┌──

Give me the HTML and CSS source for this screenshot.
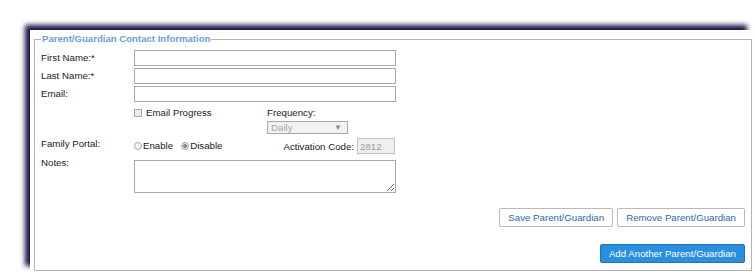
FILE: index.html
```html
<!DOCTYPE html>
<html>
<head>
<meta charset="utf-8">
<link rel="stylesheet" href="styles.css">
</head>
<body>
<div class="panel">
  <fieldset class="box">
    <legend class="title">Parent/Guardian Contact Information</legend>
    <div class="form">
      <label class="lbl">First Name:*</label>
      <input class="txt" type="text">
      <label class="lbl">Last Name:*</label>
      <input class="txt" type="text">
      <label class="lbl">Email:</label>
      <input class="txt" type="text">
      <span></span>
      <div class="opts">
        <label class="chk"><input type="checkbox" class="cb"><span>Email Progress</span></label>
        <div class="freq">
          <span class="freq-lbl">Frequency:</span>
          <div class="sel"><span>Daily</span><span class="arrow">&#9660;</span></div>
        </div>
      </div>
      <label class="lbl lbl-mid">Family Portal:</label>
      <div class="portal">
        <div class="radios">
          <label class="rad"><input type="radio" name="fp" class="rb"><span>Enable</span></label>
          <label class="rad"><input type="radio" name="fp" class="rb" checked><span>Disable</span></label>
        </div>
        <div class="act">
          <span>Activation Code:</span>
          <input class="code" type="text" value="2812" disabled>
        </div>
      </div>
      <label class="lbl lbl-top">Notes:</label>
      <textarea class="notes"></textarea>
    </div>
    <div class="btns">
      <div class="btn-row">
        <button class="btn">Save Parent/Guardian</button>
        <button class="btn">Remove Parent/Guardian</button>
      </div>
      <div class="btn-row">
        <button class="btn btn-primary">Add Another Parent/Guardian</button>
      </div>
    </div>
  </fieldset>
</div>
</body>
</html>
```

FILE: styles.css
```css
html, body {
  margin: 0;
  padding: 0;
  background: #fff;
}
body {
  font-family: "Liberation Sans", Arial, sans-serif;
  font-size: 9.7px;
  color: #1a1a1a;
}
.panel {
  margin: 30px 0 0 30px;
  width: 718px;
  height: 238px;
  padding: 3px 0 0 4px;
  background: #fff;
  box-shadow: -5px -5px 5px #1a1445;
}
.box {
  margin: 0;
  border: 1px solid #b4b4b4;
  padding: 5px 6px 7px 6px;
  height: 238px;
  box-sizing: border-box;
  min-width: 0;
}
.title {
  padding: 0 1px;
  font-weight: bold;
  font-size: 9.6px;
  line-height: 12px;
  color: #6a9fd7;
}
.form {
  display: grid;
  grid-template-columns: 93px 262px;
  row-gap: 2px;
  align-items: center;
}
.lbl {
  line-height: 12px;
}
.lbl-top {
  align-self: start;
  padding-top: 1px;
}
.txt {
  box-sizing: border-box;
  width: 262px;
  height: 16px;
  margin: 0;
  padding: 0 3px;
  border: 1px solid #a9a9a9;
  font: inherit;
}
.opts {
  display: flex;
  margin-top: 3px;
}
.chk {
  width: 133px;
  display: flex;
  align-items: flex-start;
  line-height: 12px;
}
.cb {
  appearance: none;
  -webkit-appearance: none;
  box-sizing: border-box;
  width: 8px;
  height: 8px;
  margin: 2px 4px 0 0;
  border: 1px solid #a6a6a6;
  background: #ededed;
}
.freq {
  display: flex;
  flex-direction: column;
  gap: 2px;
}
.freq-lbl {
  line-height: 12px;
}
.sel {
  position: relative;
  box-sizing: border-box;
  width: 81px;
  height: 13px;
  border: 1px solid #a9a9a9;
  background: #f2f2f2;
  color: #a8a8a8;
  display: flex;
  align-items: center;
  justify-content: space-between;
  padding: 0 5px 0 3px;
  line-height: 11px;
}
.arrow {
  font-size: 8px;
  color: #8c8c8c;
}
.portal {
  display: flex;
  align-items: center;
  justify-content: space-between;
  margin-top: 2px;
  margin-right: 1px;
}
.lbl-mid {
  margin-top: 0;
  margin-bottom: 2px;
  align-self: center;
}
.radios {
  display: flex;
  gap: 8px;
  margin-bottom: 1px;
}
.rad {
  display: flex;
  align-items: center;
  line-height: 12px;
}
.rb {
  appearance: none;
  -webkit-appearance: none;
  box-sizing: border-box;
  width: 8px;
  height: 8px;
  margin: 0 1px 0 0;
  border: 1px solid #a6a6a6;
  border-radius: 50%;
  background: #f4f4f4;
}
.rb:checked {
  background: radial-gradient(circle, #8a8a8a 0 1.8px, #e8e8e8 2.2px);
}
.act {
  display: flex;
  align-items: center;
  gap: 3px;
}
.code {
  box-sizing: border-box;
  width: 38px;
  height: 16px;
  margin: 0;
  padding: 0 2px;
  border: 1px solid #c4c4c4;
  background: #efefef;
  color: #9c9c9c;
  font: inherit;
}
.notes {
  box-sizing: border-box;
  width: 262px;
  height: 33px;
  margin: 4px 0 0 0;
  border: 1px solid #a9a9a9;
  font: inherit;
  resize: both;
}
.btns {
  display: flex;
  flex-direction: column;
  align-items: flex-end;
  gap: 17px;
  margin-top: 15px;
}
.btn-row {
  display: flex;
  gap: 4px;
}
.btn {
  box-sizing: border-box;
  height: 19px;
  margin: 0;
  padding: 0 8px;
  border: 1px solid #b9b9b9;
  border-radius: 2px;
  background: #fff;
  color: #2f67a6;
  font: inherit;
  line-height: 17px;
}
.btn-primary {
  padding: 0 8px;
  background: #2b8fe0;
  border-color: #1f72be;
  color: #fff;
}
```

└──
┌──

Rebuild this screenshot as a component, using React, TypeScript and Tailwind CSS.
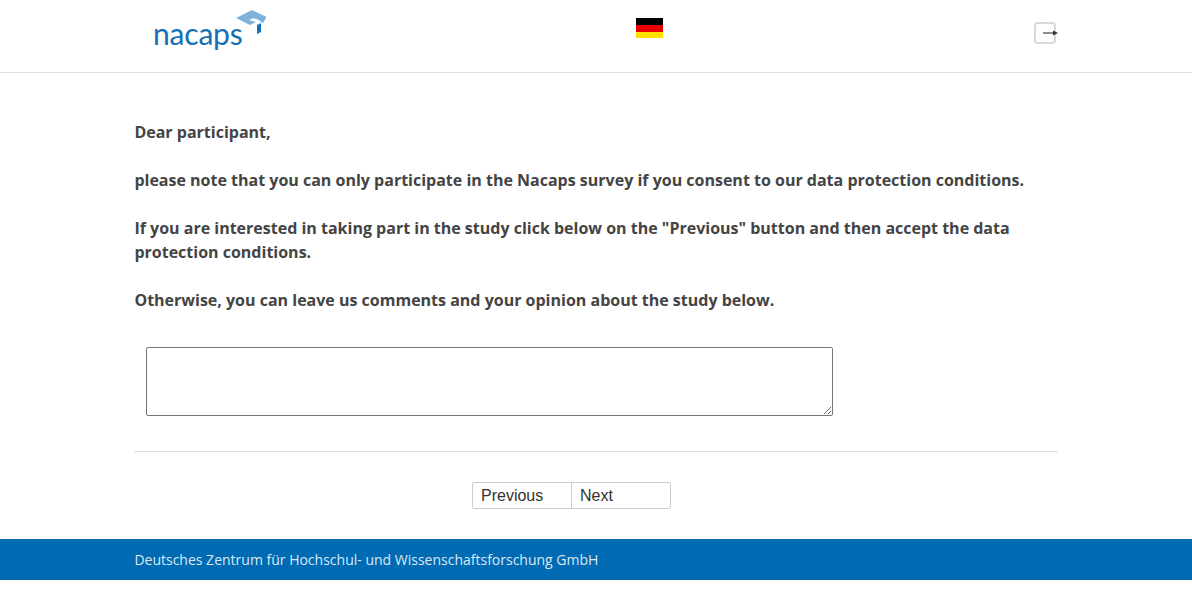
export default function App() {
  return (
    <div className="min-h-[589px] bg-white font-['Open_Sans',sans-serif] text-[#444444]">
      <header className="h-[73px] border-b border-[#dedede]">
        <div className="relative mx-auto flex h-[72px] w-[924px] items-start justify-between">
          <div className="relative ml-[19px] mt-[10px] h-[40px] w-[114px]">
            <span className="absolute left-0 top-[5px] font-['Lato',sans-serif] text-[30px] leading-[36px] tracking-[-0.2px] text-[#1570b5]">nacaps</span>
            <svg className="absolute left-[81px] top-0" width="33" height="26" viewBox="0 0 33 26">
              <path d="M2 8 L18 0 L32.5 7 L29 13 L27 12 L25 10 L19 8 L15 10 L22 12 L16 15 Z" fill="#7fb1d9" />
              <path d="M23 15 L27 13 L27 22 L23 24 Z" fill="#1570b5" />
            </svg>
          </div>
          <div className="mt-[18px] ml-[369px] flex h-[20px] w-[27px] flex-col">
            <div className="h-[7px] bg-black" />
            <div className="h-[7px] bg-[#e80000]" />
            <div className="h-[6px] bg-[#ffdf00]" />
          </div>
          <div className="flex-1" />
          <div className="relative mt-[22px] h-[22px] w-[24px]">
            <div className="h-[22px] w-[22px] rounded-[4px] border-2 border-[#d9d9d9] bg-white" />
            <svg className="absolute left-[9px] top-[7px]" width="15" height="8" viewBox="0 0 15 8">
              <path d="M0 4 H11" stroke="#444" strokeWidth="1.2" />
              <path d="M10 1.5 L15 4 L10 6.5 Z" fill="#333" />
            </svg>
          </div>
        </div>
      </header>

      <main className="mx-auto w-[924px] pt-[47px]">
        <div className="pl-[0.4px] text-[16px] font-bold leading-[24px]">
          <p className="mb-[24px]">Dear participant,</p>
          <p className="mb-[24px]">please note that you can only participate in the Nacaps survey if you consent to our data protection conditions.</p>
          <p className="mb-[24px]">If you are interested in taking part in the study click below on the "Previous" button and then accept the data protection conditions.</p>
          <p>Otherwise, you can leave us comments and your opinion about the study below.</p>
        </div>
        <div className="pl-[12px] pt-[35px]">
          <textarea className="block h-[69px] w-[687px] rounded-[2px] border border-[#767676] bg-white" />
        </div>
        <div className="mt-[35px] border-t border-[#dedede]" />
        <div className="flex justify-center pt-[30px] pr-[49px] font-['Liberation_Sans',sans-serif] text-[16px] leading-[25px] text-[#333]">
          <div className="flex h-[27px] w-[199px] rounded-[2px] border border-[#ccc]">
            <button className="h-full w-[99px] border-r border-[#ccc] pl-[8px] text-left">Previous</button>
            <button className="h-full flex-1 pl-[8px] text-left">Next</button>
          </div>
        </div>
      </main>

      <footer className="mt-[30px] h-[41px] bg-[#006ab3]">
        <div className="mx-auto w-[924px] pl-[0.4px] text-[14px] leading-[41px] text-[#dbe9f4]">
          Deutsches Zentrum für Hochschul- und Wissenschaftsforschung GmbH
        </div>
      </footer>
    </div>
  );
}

└──

▶ The problem
Copy each line of the records that contains the word "this".

▶ Solution below
Give me the HTML and CSS source for this screenshot.
Rebuild this screenshot as a component, using React, TypeScript and Tailwind CSS.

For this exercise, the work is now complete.